What Is a Disability Buyout?
Not every insurance company will offer to buy out a long-term disability policy that is already paying monthly benefits, but all insurance companies are constantly monitoring what they call their exposure. Exposure means current and future obligations—how much in cash payouts they’re going to be liable for.
They use actuaries and medical advisers to review every policy decision, and when it comes to LTD plans, they may decide that it’s in their best interest to close out their long-term commitments.
Doing so generally means they’ve decided that it’s cheaper to buy out a policy than continue making monthly payouts. This also generally means they’re probably going to offer you—at least initially—a lower lump sum than what it would cost them to continue the benefits.
Reasons to Accept a Buyout
If, say, you’re receiving $3,000 a month in disability benefits until you reach age 65 and you’re currently 55, that means you’re owed at least $360,000—10 years multiplied by $36,000 a year. There are several variables involved, however.
One is inflation. That $3,000 in 10 years might be worth only $2,500 after the ravages of inflation. Does your policy include a cost-of-living-adjustment (COLA) rider? If so, and the insurer offers you $325,000 in a buyout, you’ll be losing money. If you have no COLA, accepting the money and investing it wisely might actually mean you can do better in hedging against inflation.
There are other benefits to accepting a buyout that pertain less to the cash involved, and these relate to how the insurance company currently treats you while you’re out on disability.

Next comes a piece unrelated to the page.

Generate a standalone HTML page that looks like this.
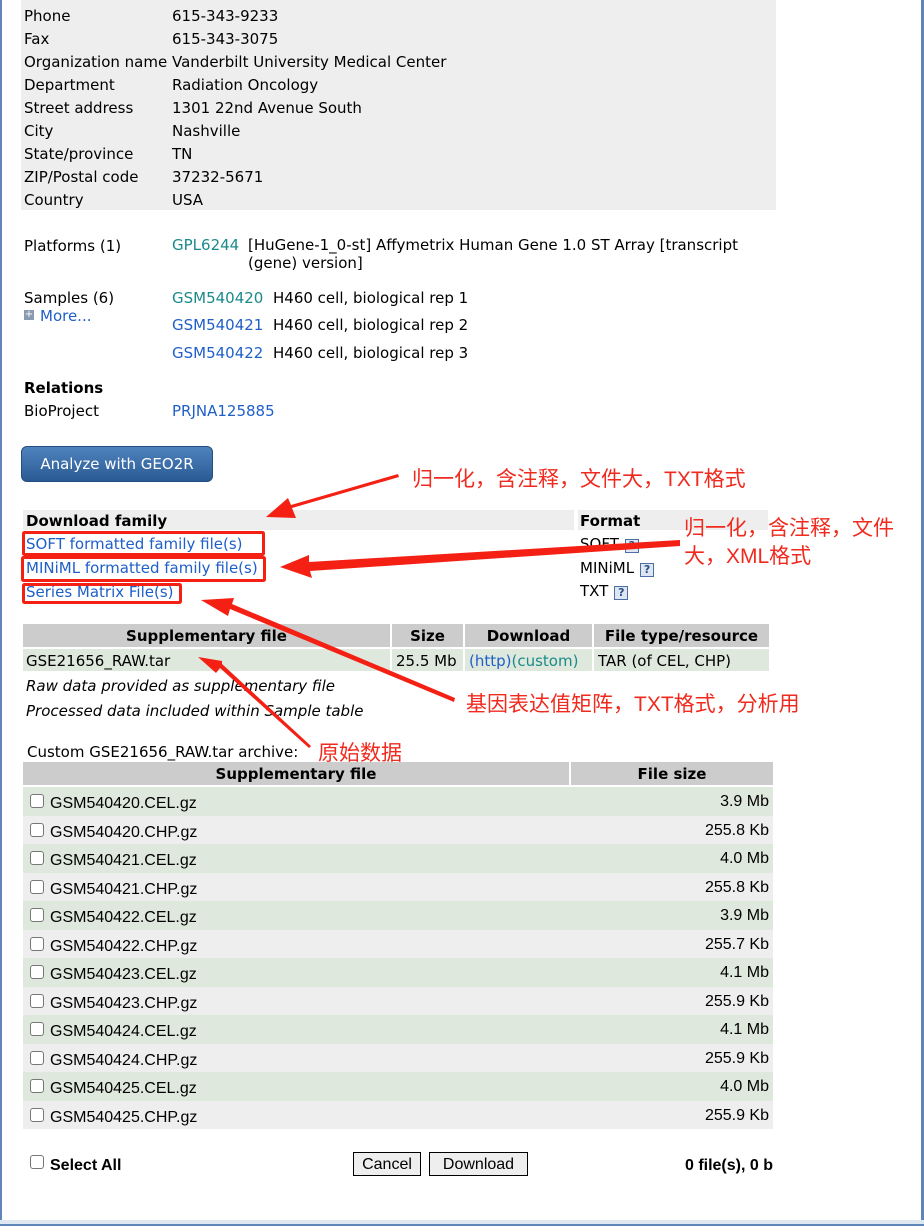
<!DOCTYPE html>
<html><head><meta charset="utf-8">
<style>
*{margin:0;padding:0;box-sizing:border-box}
body{width:924px;height:1226px;background:#fff;position:relative;overflow:hidden;font-family:"DejaVu Sans","Liberation Sans",sans-serif;font-size:15px;color:#000}
.a{position:absolute;white-space:nowrap;line-height:18px}
.t{color:#1a8a8a}.b{color:#1f5fc8}
.bx{position:absolute}
.cz{font-family:"Liberation Sans",sans-serif;font-size:16px}
.cb{position:absolute;width:14px;height:14px;border:1px solid #777;border-radius:3px;background:#fff}
.red{position:absolute;color:#f02a1e;font-family:"Liberation Sans","Noto Sans CJK SC",sans-serif;font-size:21px;white-space:nowrap;line-height:26px}
.q{display:inline-block;width:14px;height:14px;border:1px solid #4a6fa0;background:#dde6f2;color:#2d4e80;font-size:11px;line-height:12px;text-align:center;font-weight:bold;vertical-align:0px;margin-left:6px}
</style></head><body>
<div class="bx" style="left:0;top:0;width:2px;height:1226px;background:#5f86b8"></div>
<div class="bx" style="left:921px;top:0;width:3px;height:1226px;background:#5f86b8"></div>
<div class="bx" style="left:0;top:1220px;width:924px;height:6px;background:#dfe8f0;border-bottom:2px solid #5f86b8"></div>

<div class="bx" style="left:21px;top:0;width:755px;height:210px;background:#eeeeee"></div>
<div class="a" style="left:24px;top:7px">Phone</div><div class="a" style="left:172px;top:7px">615-343-9233</div>
<div class="a" style="left:24px;top:30px">Fax</div><div class="a" style="left:172px;top:30px">615-343-3075</div>
<div class="a" style="left:24px;top:53px">Organization name</div><div class="a" style="left:172px;top:53px">Vanderbilt University Medical Center</div>
<div class="a" style="left:24px;top:76px">Department</div><div class="a" style="left:172px;top:76px">Radiation Oncology</div>
<div class="a" style="left:24px;top:99px">Street address</div><div class="a" style="left:172px;top:99px">1301 22nd Avenue South</div>
<div class="a" style="left:24px;top:122px">City</div><div class="a" style="left:172px;top:122px">Nashville</div>
<div class="a" style="left:24px;top:145px">State/province</div><div class="a" style="left:172px;top:145px">TN</div>
<div class="a" style="left:24px;top:168px">ZIP/Postal code</div><div class="a" style="left:172px;top:168px">37232-5671</div>
<div class="a" style="left:24px;top:191px">Country</div><div class="a" style="left:172px;top:191px">USA</div>

<div class="a" style="left:24px;top:237px">Platforms (1)</div>
<div class="a t" style="left:172px;top:236px">GPL6244</div>
<div class="a" style="left:248px;top:236px">[HuGene-1_0-st] Affymetrix Human Gene 1.0 ST Array [transcript</div>
<div class="a" style="left:248px;top:254px">(gene) version]</div>

<div class="a" style="left:24px;top:289px">Samples (6)</div>
<div class="bx" style="left:24px;top:310px;width:10px;height:10px;background:#8a9ab0;color:#fff;font-size:10px;line-height:10px;text-align:center">+</div>
<div class="a b" style="left:40px;top:307px">More...</div>
<div class="a t" style="left:172px;top:289px">GSM540420</div><div class="a" style="left:273px;top:289px">H460 cell, biological rep 1</div>
<div class="a b" style="left:172px;top:316px">GSM540421</div><div class="a" style="left:273px;top:316px">H460 cell, biological rep 2</div>
<div class="a b" style="left:172px;top:344px">GSM540422</div><div class="a" style="left:273px;top:344px">H460 cell, biological rep 3</div>

<div class="a" style="left:24px;top:379px;font-weight:bold">Relations</div>
<div class="a" style="left:24px;top:402px">BioProject</div><div class="a b" style="left:172px;top:402px">PRJNA125885</div>

<div class="bx" style="left:21px;top:446px;width:192px;height:36px;border-radius:6px;background:linear-gradient(#4f83bd,#2a5a94);border:1px solid #244d80;color:#fff;text-align:center;line-height:34px;font-size:15px">Analyze with GEO2R</div>

<div class="bx" style="left:23px;top:510px;width:551px;height:20px;background:#eeeeee"></div>
<div class="bx" style="left:578px;top:510px;width:190px;height:20px;background:#eeeeee"></div>
<div class="a" style="left:26px;top:512px;font-weight:bold">Download family</div>
<div class="a" style="left:580px;top:512px;font-weight:bold">Format</div>
<div class="a b" style="left:26px;top:535px">SOFT formatted family file(s)</div>
<div class="a b" style="left:26px;top:559px">MINiML formatted family file(s)</div>
<div class="a b" style="left:26px;top:583px">Series Matrix File(s)</div>
<div class="a" style="left:580px;top:535px">SOFT<span class="q">?</span></div>
<div class="a" style="left:580px;top:559px">MINiML<span class="q">?</span></div>
<div class="a" style="left:580px;top:582px">TXT<span class="q">?</span></div>

<div class="bx" style="left:23px;top:624px;width:367px;height:23px;background:#cccccc"></div>
<div class="bx" style="left:392px;top:624px;width:71px;height:23px;background:#cccccc"></div>
<div class="bx" style="left:465px;top:624px;width:127px;height:23px;background:#cccccc"></div>
<div class="bx" style="left:594px;top:624px;width:175px;height:23px;background:#cccccc"></div>
<div class="a" style="left:23px;top:627px;width:367px;text-align:center;font-weight:bold">Supplementary file</div>
<div class="a" style="left:392px;top:627px;width:71px;text-align:center;font-weight:bold">Size</div>
<div class="a" style="left:465px;top:627px;width:127px;text-align:center;font-weight:bold">Download</div>
<div class="a" style="left:594px;top:627px;width:175px;text-align:center;font-weight:bold">File type/resource</div>
<div class="bx" style="left:23px;top:649px;width:367px;height:22px;background:#dfe8dc"></div>
<div class="bx" style="left:392px;top:649px;width:71px;height:22px;background:#dfe8dc"></div>
<div class="bx" style="left:465px;top:649px;width:127px;height:22px;background:#dfe8dc"></div>
<div class="bx" style="left:594px;top:649px;width:175px;height:22px;background:#dfe8dc"></div>
<div class="a" style="left:26px;top:652px">GSE21656_RAW.tar</div>
<div class="a" style="left:396px;top:652px">25.5 Mb</div>
<div class="a" style="left:469px;top:652px"><span class="b">(http)</span><span class="t">(custom)</span></div>
<div class="a" style="left:598px;top:652px">TAR (of CEL, CHP)</div>
<div class="a" style="left:26px;top:677px;font-style:italic">Raw data provided as supplementary file</div>
<div class="a" style="left:26px;top:702px;font-style:italic">Processed data included within Sample table</div>
<div class="a" style="left:27px;top:743px">Custom GSE21656_RAW.tar archive:</div>

<div class="bx" style="left:23px;top:762px;width:546px;height:23px;background:#cccccc"></div>
<div class="bx" style="left:571px;top:762px;width:202px;height:23px;background:#cccccc"></div>
<div class="a" style="left:23px;top:765px;width:546px;text-align:center;font-weight:bold">Supplementary file</div>
<div class="a" style="left:571px;top:765px;width:202px;text-align:center;font-weight:bold">File size</div>

<div id="rows"></div>
<script>
var f=[["GSM540420.CEL.gz","3.9 Mb"],["GSM540420.CHP.gz","255.8 Kb"],["GSM540421.CEL.gz","4.0 Mb"],["GSM540421.CHP.gz","255.8 Kb"],["GSM540422.CEL.gz","3.9 Mb"],["GSM540422.CHP.gz","255.7 Kb"],["GSM540423.CEL.gz","4.1 Mb"],["GSM540423.CHP.gz","255.9 Kb"],["GSM540424.CEL.gz","4.1 Mb"],["GSM540424.CHP.gz","255.9 Kb"],["GSM540425.CEL.gz","4.0 Mb"],["GSM540425.CHP.gz","255.9 Kb"]];
var h="";for(var i=0;i<12;i++){var y=787+i*28.5;h+='<div class="bx" style="left:23px;top:'+y+'px;width:750px;height:28.5px;background:'+(i%2?'#eeeeee':'#dfe8dc')+'"></div><div class="cb" style="left:30px;top:'+(y+7)+'px"></div><div class="a cz" style="left:50px;top:'+(y+8)+'px">'+f[i][0]+'</div><div class="a cz" style="left:571px;width:198px;text-align:right;top:'+(y+6)+'px">'+f[i][1]+'</div>';}
document.getElementById("rows").innerHTML=h;
</script>

<div class="cb" style="left:30px;top:1155px"></div>
<div class="a cz" style="left:50px;top:1157px;font-weight:bold">Select All</div>
<div class="bx cz" style="left:353px;top:1152px;width:68px;height:24px;border:1px solid #000;background:#eee;text-align:center;line-height:24px">Cancel</div>
<div class="bx cz" style="left:429px;top:1152px;width:99px;height:24px;border:1px solid #000;background:#eee;text-align:center;line-height:24px">Download</div>
<div class="a cz" style="left:600px;width:173px;text-align:right;top:1157px;font-weight:bold">0 file(s), 0 b</div>

<svg class="bx" style="left:0;top:0" width="924" height="1226">
<g fill="none" stroke="#f42014" stroke-width="3">
<rect x="23.5" y="532.5" width="240" height="22" rx="1"/>
<rect x="22.5" y="557.5" width="242" height="23" rx="1"/>
<rect x="23.5" y="584.5" width="157" height="18" rx="1"/>
</g>
<g fill="#f42014">
<polygon points="398,474 399,477 292,508 296,518 266,517 288,498 291,505"/>
<polygon points="680,540 680,546 310,571 312,578 280,567 309,555 309,562"/>
<polygon points="455,698 454,702 230,609 228,616 201,600 234,598 232,604"/>
<polygon points="311,746 309,748 220,668 216,673 198,657 222,661 222,664"/>
</g>
</svg>
<div class="red" style="left:412px;top:467px">归一化，含注释，文件大，TXT格式</div>
<div class="red" style="left:684px;top:516px">归一化，含注释，文件</div>
<div class="red" style="left:684px;top:544px">大，XML格式</div>
<div class="red" style="left:466px;top:692px">基因表达值矩阵，TXT格式，分析用</div>
<div class="red" style="left:318px;top:741px">原始数据</div>
</body></html>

First, you may have jumped through all the initial hoops in being approved for your disability benefits, but insurers don’t always just stop there. They are known to order periodic medical examinations, requests for medical records, and even make field visits. If they can find evidence that you have improved enough to return to work, they may reduce or cancel your benefits.
Many policies have a provision that, for the first two years of disability, you qualify for benefits so long as you cannot perform the tasks of the occupation you had when you became disabled. When those 24 months have passed, they may require that you accept “any occupation.” In this case, they can reduce or end your benefits. Essentially, you can never be confident that the insurer is not going to find some way to reduce their obligation or end it altogether.
Reasons for Rejecting a Buyout
The number one reason for rejecting a buyout is the cash value long-term. If you have a policy that pays lifetime benefits past the retirement age of 65, you may well be better off continuing with the benefits. This is especially so if your family has a history of longevity. However, you can never be sure if the insurance company is not going to find a reason to reduce or cancel your benefits.
Another important point to consider is the fact that a cash buyout is permanent. Should you accept it and run out of money by not investing or managing your finances wisely, you cannot go back and ask for more benefits. Your policy was closed the moment you accepted the buyout.
A buyout is not for everyone, and you certainly don’t want to negotiate one on your own. The insurers are sure to slam the door on your requests as soon as they can, citing reasons that you may not even understand. You need the help of an attorney experienced in negotiating in LTD buyouts who can stand up to the insurer’s bargaining tactics.